A major justification for the impending offensive is the presence of Hayat Tahrir Al Sham (HTS), a coalition led by Al Qaeda's former Syria affiliate, which controls around 60 per cent of the province. The UN estimates that the group has around 10,000 fighters active in Idlib.

The rest of the province is controlled by Turkish-backed rebels, and Turkey has 12 observation posts set up around the borders of the territory. Ankara has tried to use its influence to rein in HTS and urged it to dissolve. But the group’s leader, Abu Mohamed Al Jolani, previously described any talk of surrender as “treasonous”.

In the meantime, a build-up of Russian and Syrian forces around Idlib has raised fears that an attack is imminent, and prompted dire warnings for the safety of the more than 2.5 million civilians in the province.

The UN's Syria peace envoy, Staffan de Mistura, called for a humanitarian corridor to be established to allow civilians in Idlib to flee the fighting, and offered to travel there to ensure it is implemented.

"I am once again prepared… personally and physically to get involved myself, with the government cooperation this time… to ensure such a temporary corridor would be feasible and guaranteed for the people so that they can then return to their own places once this is over," he told reporters in Geneva on Thursday.

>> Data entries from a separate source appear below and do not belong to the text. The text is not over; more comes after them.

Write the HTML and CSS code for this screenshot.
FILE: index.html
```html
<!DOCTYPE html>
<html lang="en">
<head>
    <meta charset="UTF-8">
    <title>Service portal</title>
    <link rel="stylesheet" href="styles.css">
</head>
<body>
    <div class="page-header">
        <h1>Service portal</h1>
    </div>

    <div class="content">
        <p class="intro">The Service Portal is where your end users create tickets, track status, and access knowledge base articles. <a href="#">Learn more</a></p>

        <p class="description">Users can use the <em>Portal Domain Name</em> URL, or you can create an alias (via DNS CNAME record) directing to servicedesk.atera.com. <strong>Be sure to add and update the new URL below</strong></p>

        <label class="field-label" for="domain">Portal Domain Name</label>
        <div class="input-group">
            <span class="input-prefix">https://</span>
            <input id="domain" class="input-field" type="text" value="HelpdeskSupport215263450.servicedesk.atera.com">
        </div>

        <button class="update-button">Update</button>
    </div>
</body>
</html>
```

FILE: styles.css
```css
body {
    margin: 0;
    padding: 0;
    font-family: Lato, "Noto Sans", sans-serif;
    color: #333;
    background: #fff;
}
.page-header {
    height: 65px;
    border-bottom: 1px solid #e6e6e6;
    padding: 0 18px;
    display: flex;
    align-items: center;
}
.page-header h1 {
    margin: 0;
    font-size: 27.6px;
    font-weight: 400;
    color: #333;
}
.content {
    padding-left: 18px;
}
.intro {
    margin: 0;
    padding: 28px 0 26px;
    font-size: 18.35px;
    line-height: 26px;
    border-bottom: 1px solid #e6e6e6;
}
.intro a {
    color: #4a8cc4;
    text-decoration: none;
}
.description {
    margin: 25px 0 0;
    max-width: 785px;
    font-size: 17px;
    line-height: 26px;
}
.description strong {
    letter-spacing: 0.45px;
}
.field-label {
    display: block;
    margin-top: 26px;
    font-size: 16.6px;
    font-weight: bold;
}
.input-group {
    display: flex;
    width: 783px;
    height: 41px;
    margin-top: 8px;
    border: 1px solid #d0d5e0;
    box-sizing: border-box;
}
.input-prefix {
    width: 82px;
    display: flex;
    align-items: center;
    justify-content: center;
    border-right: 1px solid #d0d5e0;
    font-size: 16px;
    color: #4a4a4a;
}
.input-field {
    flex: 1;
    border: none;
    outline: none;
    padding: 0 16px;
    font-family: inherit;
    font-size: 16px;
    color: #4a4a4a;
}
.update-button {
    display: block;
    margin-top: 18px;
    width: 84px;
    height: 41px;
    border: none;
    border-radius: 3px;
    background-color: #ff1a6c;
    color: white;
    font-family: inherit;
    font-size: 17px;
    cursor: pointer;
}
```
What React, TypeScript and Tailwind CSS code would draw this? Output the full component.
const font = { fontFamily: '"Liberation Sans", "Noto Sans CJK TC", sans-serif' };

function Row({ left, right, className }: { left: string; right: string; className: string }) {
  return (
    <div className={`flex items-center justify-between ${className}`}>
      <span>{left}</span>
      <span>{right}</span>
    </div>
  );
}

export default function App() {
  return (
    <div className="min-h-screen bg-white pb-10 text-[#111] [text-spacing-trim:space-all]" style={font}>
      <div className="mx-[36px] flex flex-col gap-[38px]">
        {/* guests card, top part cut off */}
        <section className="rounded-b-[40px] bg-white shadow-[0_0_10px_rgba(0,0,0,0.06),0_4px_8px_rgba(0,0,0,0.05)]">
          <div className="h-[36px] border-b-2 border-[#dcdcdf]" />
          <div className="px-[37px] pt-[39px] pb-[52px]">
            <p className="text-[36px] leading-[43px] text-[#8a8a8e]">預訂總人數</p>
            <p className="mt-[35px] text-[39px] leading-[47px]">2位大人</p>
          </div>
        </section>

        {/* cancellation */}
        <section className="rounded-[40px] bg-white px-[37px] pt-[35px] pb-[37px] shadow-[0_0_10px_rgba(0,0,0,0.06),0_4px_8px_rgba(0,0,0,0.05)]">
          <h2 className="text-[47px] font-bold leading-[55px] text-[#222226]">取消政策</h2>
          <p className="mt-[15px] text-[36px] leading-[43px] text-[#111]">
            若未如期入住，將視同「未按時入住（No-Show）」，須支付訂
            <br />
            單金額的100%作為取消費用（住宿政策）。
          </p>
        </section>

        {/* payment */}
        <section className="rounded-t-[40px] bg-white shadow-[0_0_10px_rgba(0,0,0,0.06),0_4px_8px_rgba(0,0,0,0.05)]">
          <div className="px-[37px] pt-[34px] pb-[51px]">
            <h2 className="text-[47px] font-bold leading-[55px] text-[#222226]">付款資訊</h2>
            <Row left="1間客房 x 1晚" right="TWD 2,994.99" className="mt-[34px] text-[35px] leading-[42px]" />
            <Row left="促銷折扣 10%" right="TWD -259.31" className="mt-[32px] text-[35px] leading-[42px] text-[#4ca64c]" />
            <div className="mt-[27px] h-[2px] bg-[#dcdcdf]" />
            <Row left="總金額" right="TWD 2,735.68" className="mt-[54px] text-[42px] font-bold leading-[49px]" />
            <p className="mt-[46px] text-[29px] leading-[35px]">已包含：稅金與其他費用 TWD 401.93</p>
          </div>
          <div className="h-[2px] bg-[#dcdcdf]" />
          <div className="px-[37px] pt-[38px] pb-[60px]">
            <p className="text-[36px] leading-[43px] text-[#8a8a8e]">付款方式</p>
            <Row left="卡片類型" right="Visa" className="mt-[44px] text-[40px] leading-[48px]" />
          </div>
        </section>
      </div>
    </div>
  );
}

The UN has estimated that some 800,000 people could be displaced in the early stages of an attack, which would stretch already struggling humanitarian services beyond breaking point.

Idlib has become a safe haven for displaced people from across Syria — more than a million have escaped from other parts of the country. Tens of thousands are living in overcrowded camps, and the World Health Organisation has warned of rising rates of acute malnutrition in the province.